Of course the Fed and the US Treasury should be looking at loosening credit constraints that have appeared – but are they there. Megan McArdle was able to get hold of a good number of credit cards, and as I noted there seems to be some “throwing of funds” at consumers in LA at least.

Now, businesses over there (and potentially here) are suffering from credit constraints – so why doesn’t the Fed and Treasury work on loosening the constraint on business borrowing, instead of trying to knock down mortgage rates.
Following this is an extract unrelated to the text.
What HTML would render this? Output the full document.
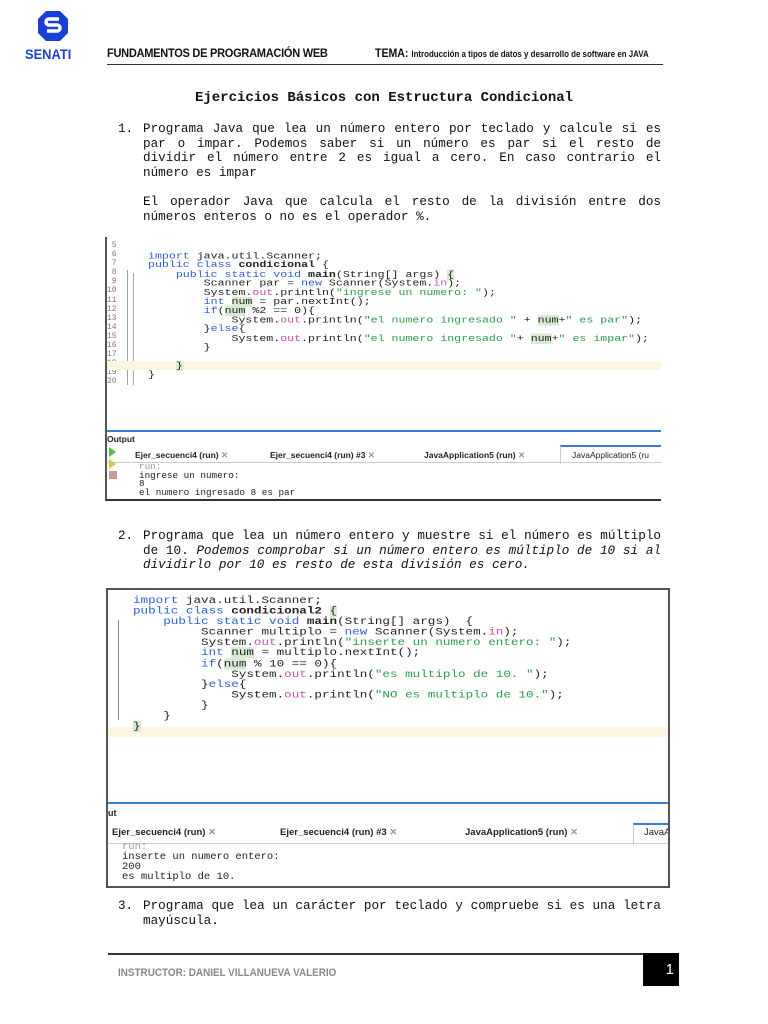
<!DOCTYPE html>
<html><head><meta charset="utf-8"><style>
*{margin:0;padding:0;box-sizing:border-box}
body{width:768px;height:1024px;background:#fff;position:relative;overflow:hidden;font-family:"Liberation Mono",monospace;color:#111}
.a{position:absolute}
.p{position:absolute;left:143px;width:518px;font-size:12.65px;line-height:14.6px;text-align:justify}
.n{position:absolute;left:118px;font-size:12.6px;line-height:14.6px}
.code{font-family:"Liberation Mono",monospace;white-space:pre;color:#222;transform-origin:0 0}
.k{color:#2f5fd0}.s{color:#2c9a4a}.o{color:#c54fb3}.h{background:#d7ead2}
.tab{font-family:"Liberation Sans",sans-serif;font-weight:bold;font-size:8.5px;color:#222}
</style></head><body>
<svg class="a" style="left:37px;top:10px" width="32" height="32" viewBox="0 0 32 32">
<polygon points="9,1 23,1 31,9 31,23 23,31 9,31 1,23 1,9" fill="#1a3fd6"/>
<path d="M22 9H12a3 3 0 0 0 0 6h8a3 3 0 0 1 0 6H10" stroke="#fff" stroke-width="3.5" fill="none"/>
</svg>
<div class="a" style="left:25px;top:46px;font:bold 14px 'Liberation Sans',sans-serif;color:#1a3fd6;transform:scaleX(.92);transform-origin:left">SENATI</div>
<div class="a" style="left:107px;top:46px;font:bold 12px 'Liberation Sans',sans-serif;color:#111;letter-spacing:-.3px;transform:scaleX(.92);transform-origin:left">FUNDAMENTOS DE PROGRAMACIÓN WEB</div>
<div class="a" style="left:375px;top:46px;font:bold 12px 'Liberation Sans',sans-serif;color:#111;white-space:nowrap;transform:scaleX(.88);transform-origin:left">TEMA: <span style="font-size:9px">Introducción a tipos de datos y desarrollo de software en JAVA</span></div>
<div class="a" style="left:107px;top:64px;width:556px;height:1px;background:#333"></div>
<div class="a" style="left:0;width:768px;top:90px;text-align:center;font-size:14px;font-weight:bold">Ejercicios Básicos con Estructura Condicional</div>

<div class="n" style="top:122px">1.</div>
<div class="p" style="top:122px">Programa Java que lea un número entero por teclado y calcule si es par o impar. Podemos saber si un número es par si el resto de dividir el número entre 2 es igual a cero. En caso contrario el número es impar</div>
<div class="p" style="top:195px">El operador Java que calcula el resto de la división entre dos números enteros o no es el operador %.</div>

<div class="a" style="left:105px;top:237px;width:556px;height:264px;background:#fff;border-left:2px solid #555;border-bottom:2px solid #333;overflow:hidden">
 <pre class="a" style="left:0;top:4px;font:8px/9.1px 'Liberation Mono',monospace;color:#777"> 5
 6
 7
 8
 9
10
11
12
13
14
15
16
17
18
19
20</pre>
 <div class="a" style="left:20px;top:33px;width:1px;height:115px;background:#8aa"></div>
 <div class="a" style="left:26px;top:36px;width:1px;height:112px;background:#aaa"></div>
 <div class="a" style="left:0;top:124px;width:556px;height:9px;background:#fbf6e0"></div>
 <pre class="a code" style="left:41px;top:15px;font-size:11.6px;line-height:11.4px;transform:scaleY(.8)"><span class="k">import</span> java.util.Scanner;
<span class="k">public class</span> <b>condicional</b> {
    <span class="k">public static void</span> <b>main</b>(String[] args) <span class="h">{</span>
        Scanner par = <span class="k">new</span> Scanner(System.<span class="o">in</span>);
        System.<span class="o">out</span>.println(<span class="s">"ingrese un numero: "</span>);
        <span class="k">int</span> <span class="h">num</span> = par.nextInt();
        <span class="k">if</span>(<span class="h">num</span> %2 == 0){
            System.<span class="o">out</span>.println(<span class="s">"el numero ingresado "</span> + <span class="h">num</span>+<span class="s">" es par"</span>);
        }<span class="k">else</span>{
            System.<span class="o">out</span>.println(<span class="s">"el numero ingresado "</span>+ <span class="h">num</span>+<span class="s">" es impar"</span>);
        }

    <span class="h">}</span>
}</pre>
 <div class="a" style="left:0;top:193px;width:556px;height:2px;background:#3a7bd5"></div>
 <div class="a tab" style="left:0;top:197px">Output</div>
 <div class="a" style="left:0;top:208px;width:556px;height:18px;border-bottom:1px solid #ccc"></div>
 <div class="a tab" style="left:28px;top:213px">Ejer_secuenci4 (run) <span style="color:#999">✕</span></div>
 <div class="a tab" style="left:163px;top:213px">Ejer_secuenci4 (run) #3 <span style="color:#999">✕</span></div>
 <div class="a tab" style="left:317px;top:213px">JavaApplication5 (run) <span style="color:#999">✕</span></div>
 <div class="a" style="left:453px;top:208px;width:110px;height:19px;border-top:2px solid #3a7bd5;border-left:1px solid #ccc"></div>
 <div class="a tab" style="left:465px;top:213px;font-weight:normal">JavaApplication5 (ru</div>
 <div class="a" style="left:2px;top:210px;width:0;height:0;border-left:7px solid #4c4;border-top:5px solid transparent;border-bottom:5px solid transparent"></div>
 <div class="a" style="left:2px;top:222px;width:0;height:0;border-left:7px solid #cc4;border-top:5px solid transparent;border-bottom:5px solid transparent"></div>
 <div class="a" style="left:2px;top:234px;width:8px;height:8px;background:#c99"></div>
 <pre class="a code" style="left:32px;top:226px;font-size:9.3px;line-height:8.7px"><span style="color:#999">run:</span>
ingrese un numero:
8
el numero ingresado 8 es par</pre>
</div>

<div class="n" style="top:529px">2.</div>
<div class="p" style="top:529px">Programa que lea un número entero y muestre si el número es múltiplo de 10. <i>Podemos comprobar si un número entero es múltiplo de 10 si al dividirlo por 10 es resto de esta división es cero.</i></div>

<div class="a" style="left:106px;top:588px;width:564px;height:300px;border:2px solid #555;background:#fff;overflow:hidden">
 <div class="a" style="left:0;top:137px;width:564px;height:10px;background:#fbf6e0"></div>
 <div class="a" style="left:10px;top:30px;width:1px;height:100px;background:#888"></div>
 <pre class="a code" style="left:25px;top:6px;font-size:12.6px;line-height:13.1px;transform:scaleY(.8)"><span class="k">import</span> java.util.Scanner;
<span class="k">public class</span> <b>condicional2</b> <span class="h">{</span>
    <span class="k">public static void</span> <b>main</b>(String[] args)  {
         Scanner multiplo = <span class="k">new</span> Scanner(System.<span class="o">in</span>);
         System.<span class="o">out</span>.println(<span class="s">"inserte un numero entero: "</span>);
         <span class="k">int</span> <span class="h">num</span> = multiplo.nextInt();
         <span class="k">if</span>(<span class="h">num</span> % 10 == 0){
             System.<span class="o">out</span>.println(<span class="s">"es multiplo de 10. "</span>);
         }<span class="k">else</span>{
             System.<span class="o">out</span>.println(<span class="s">"NO es multiplo de 10."</span>);
         }
    }
<span class="h">}</span></pre>
 <div class="a" style="left:0;top:212px;width:564px;height:2px;background:#3a7bd5"></div>
 <div class="a tab" style="left:0;top:218px;font-size:9px">ut</div>
 <div class="a" style="left:0;top:232px;width:564px;height:22px;border-bottom:1px solid #ccc"></div>
 <div class="a tab" style="left:4px;top:237px;font-size:9.5px">Ejer_secuenci4 (run) <span style="color:#999">✕</span></div>
 <div class="a tab" style="left:172px;top:237px;font-size:9.5px">Ejer_secuenci4 (run) #3 <span style="color:#999">✕</span></div>
 <div class="a tab" style="left:357px;top:237px;font-size:9.5px">JavaApplication5 (run) <span style="color:#999">✕</span></div>
 <div class="a" style="left:525px;top:233px;width:50px;height:22px;border-top:2px solid #3a7bd5;border-left:1px solid #ccc"></div>
 <div class="a tab" style="left:536px;top:237px;font-size:9.5px;font-weight:normal">JavaA</div>
 <pre class="a code" style="left:14px;top:252px;font-size:10.5px;line-height:10px"><span style="color:#999">run:</span>
inserte un numero entero:
200
es multiplo de 10.</pre>
</div>

<div class="n" style="top:899px">3.</div>
<div class="p" style="top:899px">Programa que lea un carácter por teclado y compruebe si es una letra mayúscula.</div>

<div class="a" style="left:108px;top:953px;width:550px;height:2px;background:#333"></div>
<div class="a" style="left:118px;top:967px;font:bold 11px 'Liberation Sans',sans-serif;color:#888;transform:scaleX(.9);transform-origin:left">INSTRUCTOR: DANIEL VILLANUEVA VALERIO</div>
<div class="a" style="left:643px;top:953px;width:36px;height:33px;background:#000;color:#fff;font:15px 'Liberation Sans',sans-serif;text-align:right;padding:8px 5px 0 0">1</div>
</body></html>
Businesses that haven’t shut down don’t lay off all their staff!

So the deposit insurance schemes being introduced around the world have the explicit aim of “saving the world economy from Armageddon”.  Even so, when I spent a couple of weeks in the US I got the distinct impression that this scheme will lead to more (even more substantive) issues down the track.

Here is a list of interesting things I heard on Ads (or saw on billboards) in the US:

  1. Now, thanks to the deposit insurance scheme, we don’t have to check your credit (Ad),
  2. The world is America’s ATM (Billboard),
  3. Need a $200,000 loan to start a business – with no credit check? (Ad).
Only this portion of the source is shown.